184.108.40.206 Training on Only Orthography or Semantics
The second way of comparing the information stored in the orthographical and semantic representations is to train networks on only one of the two and to compare the results. Starting from a single corpus file of 4,000 sentences (maximum length of 20 words), I again generated a semantics-only corpus file, alongside its orthography-only counterpart. Networks with architectures identical to that of CLASPnet were then trained on these corpora (Note 30). After training, they were both tested on an identical test file, and it are the testing results which are shown in Figure 3.26 (Note 31).

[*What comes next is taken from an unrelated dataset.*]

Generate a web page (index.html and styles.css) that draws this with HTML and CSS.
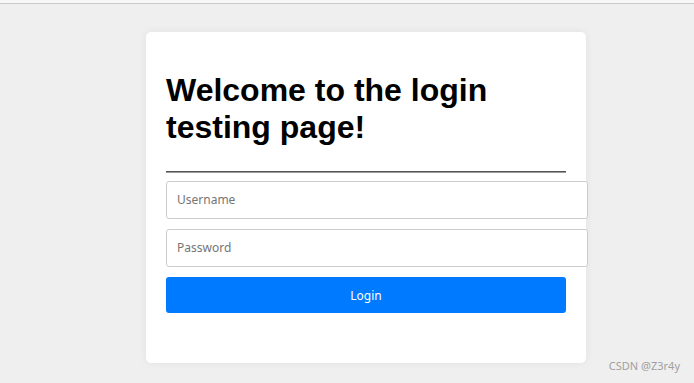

The leftmost bar in the figure indicates the performance of a network which was trained on both types of input, using the same corpus. From Figure 3.26 it is clear that a network which only has access to orthographic information can still be trained to nearly the same level of performance as the network which has access to both. It is only in the group of the missed errors for the Infinity, Voice, and Polarity units that there is a difference of more than 5%. (Actually, for the Voice unit, the performance of the orthography-only network is 2% worse than that of the semantics-only net.) While this may be a comforting thought for syntacticians, Figure 3.26 also illustrates that a network which has only been trained on semantic information can still learn to 'do syntax' -- even in the worst case, that of the clausal types, nearly 60% of the input patterns is still correctly classified (Note 32). As in the previous case, we can only conclude that there seems to be cause to believe that local semantic information can be of much use in detecting properties of clauses.
It would have been possible to speed up learning by removing the part of the network which was not receiving any inputs at all.
It is worth pointing out that the semantics-only network generalizes a lot better than the orthography-only network. With the former, the performance measures differ only one or two percents, while the latter produces discrepancies of more than 10% (e.g. 17% for the Complement unit). So, whatever it is in the semantic representation that the network can use for the tasks, it is certainly a reliable indicator (see also 3.4.4 below).
I still consider this to be a very intriguing result, but further investigation of it was not pursued in the context of CLASPnet. A possible explanation for the performance of the semantics-only net is that the single hidden layer was large enough to become sensitive to the very small differences between the representations of the different words. If that is indeed the case, then the semantic representation covertly includes a type of unique identifying pattern for each word which the net may have used as a replacement for the orthographic representation. At any rate, no two real concepts can be supposed to have identical representations in the human brain, so even if this hypothesis is true, it does not invalidate the method used for CLASPnet.